Biasanya, DBH hanya diberikan kepada daerah pengolah dan daerah berbatasan di provinsi yang sama, sehingga terdapat daerah yang tidak memperoleh pendapatan meskipun lokasi usaha berada di dekat wilayahnya.
Menurut Sri Mulyani, kebijakan baru itu dapat meningkatkan kapasitas pemerintah daerah. “Melalui kebijakan-kebijakan DBH tersebut, hasil simulasi dengan menggunakan data penerimaan negara tahun 2021, diperkirakan alokasi DBH akan meningkat sebesar 2,74 persen, yaitu dari Rp108,2 triliun menjadi sebesar Rp111,2 triliun,” ujar Sri Mulyani.
UU itu pun membuka peluang penambahan jenis DBH lain, seperti di sektor perkebunan kelapa sawit.

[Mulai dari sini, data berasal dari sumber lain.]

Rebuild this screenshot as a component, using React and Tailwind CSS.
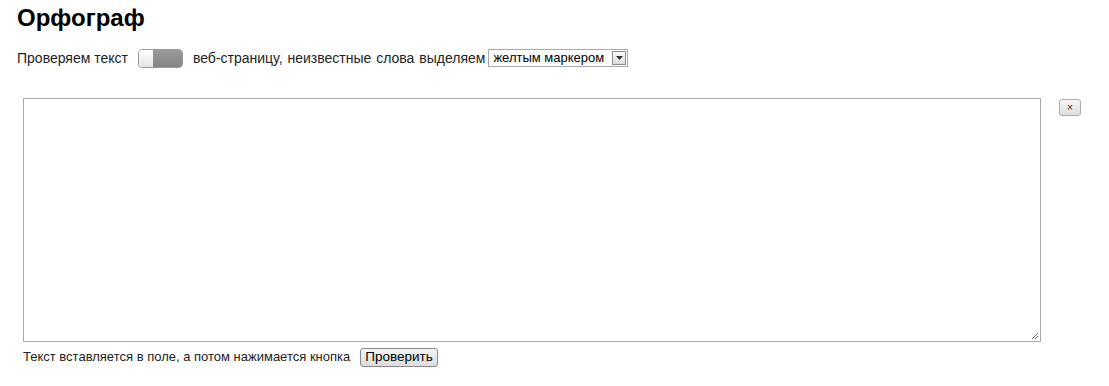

Penambahan itu merupakan tindak lanjut atas aspirasi beberapa fraksi di DPR yang meminta pengembalian DBH di sektor perikanan.
UU HKPD pun mengatur dana alokasi umum (DAU) sebagai komponen terbesar transfer ke daerah dan dana desa (TKDD), dengan mengamanatkan earmarking untuk pendanaan pembangunan sarana dan prasarana.

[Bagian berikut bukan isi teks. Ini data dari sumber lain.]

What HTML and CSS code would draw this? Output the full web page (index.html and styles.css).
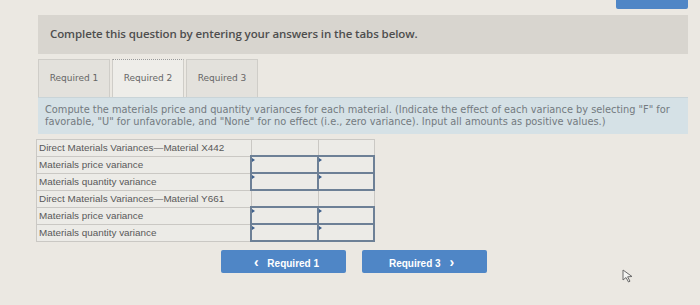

Pemerintah dan DPR pun menyepakati pengalokasian DAU tidak menyamaratakan kondisi seluruh daerah, yakni melalui klasterisasi dan pertimbangan kebutuhan fiskal.
Menurut Sri Mulyani, aturan baru itu pun akan menyederhanakan jenis pajak daerah dan retribusi daerah (PDRD), agar dapat mengurangi biaya administrasi pemungutan.
UU HKPD mereklasifikasi jenis pajak daerah dari 16 menjadi 14 dan merasionalisasi retribusi daerah dari 32 menjadi 18 jenis layanan. Kemudian, UU HKPD pun mengenalkan mekanisme opsen pajak kendaraan bermotor (PKB) dan bea balik nama kendaraan bermotor (BBNKB) dengan tarif 66 persen.
Selain itu, akan terdapat opsi tambahan retribusi, seperti untuk pengendalian perkebunan kelapa sawit. Sri Mulyani menyampaikan bahwa berbagai ketentuan pajak, bersama upaya peningkatan kualitas administrasi perpajakan, dapat menambah penerimaan PDRD kabupaten/kota hingga 50 persen, yakni dari Rp61,2 triliun menjadi Rp91,3 triliun.
Wakil Ketua Komisi XI Fathan berkomentar, berlakunya UU HKPD yang menuntut reformasi desentralisasi fiskal. “Saya berharap hal tersebut dapat menekan ketimpangan fiskal yang terjadi di berbagai daerah.”